• **YOUR OBJECTIVE**:
Output each line exactly as it appears, skipping any embedded picture.

• **DATA SHOWN**:
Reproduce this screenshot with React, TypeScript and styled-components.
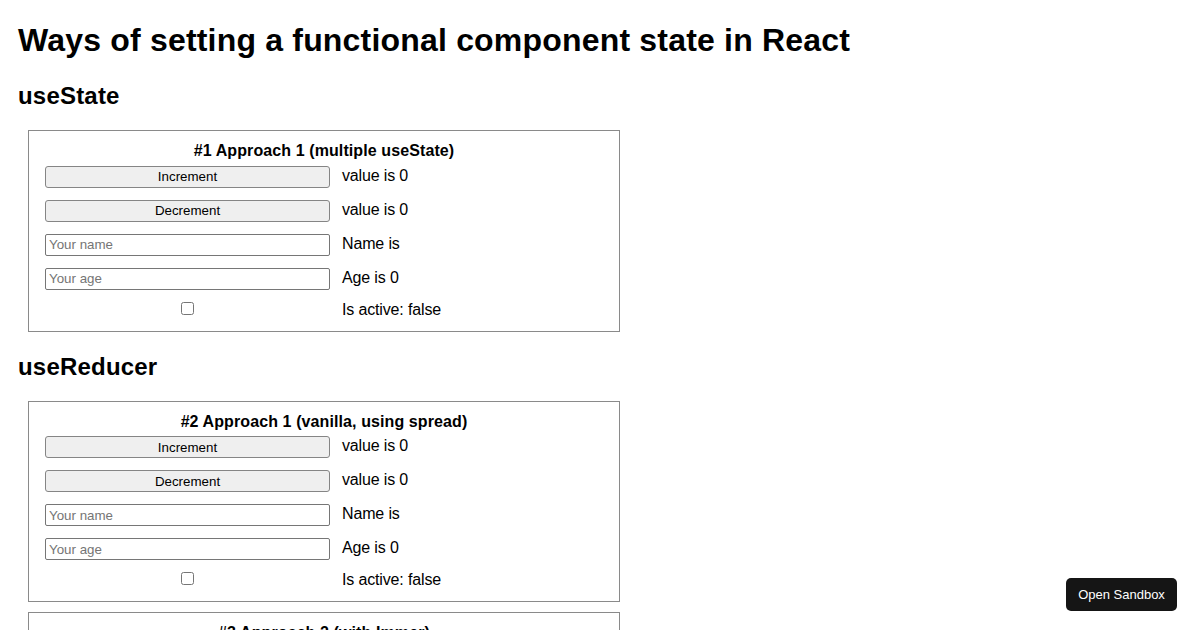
import React, { useState } from "react";
import styled, { createGlobalStyle } from "styled-components";

const GlobalStyle = createGlobalStyle`
  html, body {
    margin: 0;
    padding: 0;
    background: #ffffff;
  }
  body {
    font-family: "Liberation Sans", Arial, sans-serif;
    color: #000000;
  }
  * { box-sizing: border-box; }
`;

const Page = styled.div`
  padding: 22px 18px 40px;
`;

const Title = styled.h1`
  margin: 0 0 23px;
  font-size: 32px;
  font-weight: 700;
  line-height: normal;
  letter-spacing: 0.19px;
`;

const Section = styled.h2`
  margin: 21px 0 20px;
  font-size: 24px;
  font-weight: 700;
  line-height: 28px;
  letter-spacing: 0.2px;
`;

const Card = styled.div`
  width: 592px;
  margin: 10px 0 10px 10px;
  border: 1px solid #8a8a8a;
  padding: 11px 16px 12px;
`;

const CardTitle = styled.div`
  font-size: 16px;
  font-weight: 700;
  text-align: center;
  line-height: normal;
  letter-spacing: 0.1px;
  margin-bottom: 5.6px;
`;

const Rows = styled.div`
  display: flex;
  flex-direction: column;
  gap: 12px;
`;

const Row = styled.div<{ $tight?: boolean }>`
  display: grid;
  grid-template-columns: 285px 1fr;
  column-gap: 12px;
  align-items: start;
  margin-top: ${(p) => (p.$tight ? "-2px" : "0")};
`;

const Value = styled.span`
  padding-top: 1px;
  font-size: 16px;
  line-height: normal;
  letter-spacing: -0.15px;
`;

const Button = styled.button`
  height: 22px;
  width: 100%;
  margin: 0;
  padding: 1px 6px;
  font-family: "Liberation Sans", Arial, sans-serif;
  font-size: 13.33px;
  color: #000;
  background: #efefef;
  border: 1px solid #858585;
  border-radius: 3px;
`;

const Input = styled.input`
  height: 22px;
  width: 100%;
  margin: 0;
  padding: 1px 3px;
  font-family: "Liberation Sans", Arial, sans-serif;
  font-size: 13.33px;
  color: #000;
  background: #fff;
  border: 1px solid #767676;
  border-radius: 2px;
  &::placeholder {
    color: #757575;
  }
`;

const CheckCell = styled.div`
  display: flex;
  justify-content: center;
`;

const Check = styled.input`
  width: 13px;
  height: 13px;
  margin: 2px 0 4px;
`;

const SandboxButton = styled.button`
  position: fixed;
  right: 23px;
  bottom: 19px;
  width: 111px;
  height: 33px;
  padding: 0;
  border: none;
  border-radius: 5px;
  background: #151515;
  color: #ffffff;
  font-family: "Liberation Sans", Arial, sans-serif;
  font-size: 13px;
`;

function Approach({ title }: { title: string }) {
  const [count, setCount] = useState(0);
  const [count2, setCount2] = useState(0);
  const [name, setName] = useState("");
  const [age, setAge] = useState("");
  const [active, setActive] = useState(false);
  return (
    <Card>
      <CardTitle>{title}</CardTitle>
      <Rows>
        <Row>
          <Button onClick={() => setCount(count + 1)}>Increment</Button>
          <Value>value is {count}</Value>
        </Row>
        <Row>
          <Button onClick={() => setCount2(count2 - 1)}>Decrement</Button>
          <Value>value is {count2}</Value>
        </Row>
        <Row>
          <Input placeholder="Your name" value={name} onChange={(e) => setName(e.target.value)} />
          <Value>Name is {name}</Value>
        </Row>
        <Row>
          <Input placeholder="Your age" value={age} onChange={(e) => setAge(e.target.value)} />
          <Value>Age is {age === "" ? 0 : age}</Value>
        </Row>
        <Row $tight>
          <CheckCell>
            <Check type="checkbox" checked={active} onChange={(e) => setActive(e.target.checked)} />
          </CheckCell>
          <Value>Is active: {active ? "true" : "false"}</Value>
        </Row>
      </Rows>
    </Card>
  );
}

export default function App() {
  return (
    <>
      <GlobalStyle />
      <Page>
        <Title>Ways of setting a functional component state in React</Title>
        <Section>useState</Section>
        <Approach title="#1 Approach 1 (multiple useState)" />
        <Section>useReducer</Section>
        <Approach title="#2 Approach 1 (vanilla, using spread)" />
        <Approach title="#3 Approach 2 (with Immer)" />
      </Page>
      <SandboxButton>Open Sandbox</SandboxButton>
    </>
  );
}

• **CORRECT RESULT**:
Reproduce this screenshot with React, TypeScript and styled-components.
import React, { useState } from "react";
import styled, { createGlobalStyle } from "styled-components";

const GlobalStyle = createGlobalStyle`
  html, body {
    margin: 0;
    padding: 0;
    background: #ffffff;
  }
  body {
    font-family: "Liberation Sans", Arial, sans-serif;
    color: #000000;
  }
  * { box-sizing: border-box; }
`;

const Page = styled.div`
  padding: 22px 18px 40px;
`;

const Title = styled.h1`
  margin: 0 0 23px;
  font-size: 32px;
  font-weight: 700;
  line-height: normal;
  letter-spacing: 0.19px;
`;

const Section = styled.h2`
  margin: 21px 0 20px;
  font-size: 24px;
  font-weight: 700;
  line-height: 28px;
  letter-spacing: 0.2px;
`;

const Card = styled.div`
  width: 592px;
  margin: 10px 0 10px 10px;
  border: 1px solid #8a8a8a;
  padding: 11px 16px 12px;
`;

const CardTitle = styled.div`
  font-size: 16px;
  font-weight: 700;
  text-align: center;
  line-height: normal;
  letter-spacing: 0.1px;
  margin-bottom: 5.6px;
`;

const Rows = styled.div`
  display: flex;
  flex-direction: column;
  gap: 12px;
`;

const Row = styled.div<{ $tight?: boolean }>`
  display: grid;
  grid-template-columns: 285px 1fr;
  column-gap: 12px;
  align-items: start;
  margin-top: ${(p) => (p.$tight ? "-2px" : "0")};
`;

const Value = styled.span`
  padding-top: 1px;
  font-size: 16px;
  line-height: normal;
  letter-spacing: -0.15px;
`;

const Button = styled.button`
  height: 22px;
  width: 100%;
  margin: 0;
  padding: 1px 6px;
  font-family: "Liberation Sans", Arial, sans-serif;
  font-size: 13.33px;
  color: #000;
  background: #efefef;
  border: 1px solid #858585;
  border-radius: 3px;
`;

const Input = styled.input`
  height: 22px;
  width: 100%;
  margin: 0;
  padding: 1px 3px;
  font-family: "Liberation Sans", Arial, sans-serif;
  font-size: 13.33px;
  color: #000;
  background: #fff;
  border: 1px solid #767676;
  border-radius: 2px;
  &::placeholder {
    color: #757575;
  }
`;

const CheckCell = styled.div`
  display: flex;
  justify-content: center;
`;

const Check = styled.input`
  width: 13px;
  height: 13px;
  margin: 2px 0 4px;
`;

const SandboxButton = styled.button`
  position: fixed;
  right: 23px;
  bottom: 19px;
  width: 111px;
  height: 33px;
  padding: 0;
  border: none;
  border-radius: 5px;
  background: #151515;
  color: #ffffff;
  font-family: "Liberation Sans", Arial, sans-serif;
  font-size: 13px;
`;

function Approach({ title }: { title: string }) {
  const [count, setCount] = useState(0);
  const [count2, setCount2] = useState(0);
  const [name, setName] = useState("");
  const [age, setAge] = useState("");
  const [active, setActive] = useState(false);
  return (
    <Card>
      <CardTitle>{title}</CardTitle>
      <Rows>
        <Row>
          <Button onClick={() => setCount(count + 1)}>Increment</Button>
          <Value>value is {count}</Value>
        </Row>
        <Row>
          <Button onClick={() => setCount2(count2 - 1)}>Decrement</Button>
          <Value>value is {count2}</Value>
        </Row>
        <Row>
          <Input placeholder="Your name" value={name} onChange={(e) => setName(e.target.value)} />
          <Value>Name is {name}</Value>
        </Row>
        <Row>
          <Input placeholder="Your age" value={age} onChange={(e) => setAge(e.target.value)} />
          <Value>Age is {age === "" ? 0 : age}</Value>
        </Row>
        <Row $tight>
          <CheckCell>
            <Check type="checkbox" checked={active} onChange={(e) => setActive(e.target.checked)} />
          </CheckCell>
          <Value>Is active: {active ? "true" : "false"}</Value>
        </Row>
      </Rows>
    </Card>
  );
}

export default function App() {
  return (
    <>
      <GlobalStyle />
      <Page>
        <Title>Ways of setting a functional component state in React</Title>
        <Section>useState</Section>
        <Approach title="#1 Approach 1 (multiple useState)" />
        <Section>useReducer</Section>
        <Approach title="#2 Approach 1 (vanilla, using spread)" />
        <Approach title="#3 Approach 2 (with Immer)" />
      </Page>
      <SandboxButton>Open Sandbox</SandboxButton>
    </>
  );
}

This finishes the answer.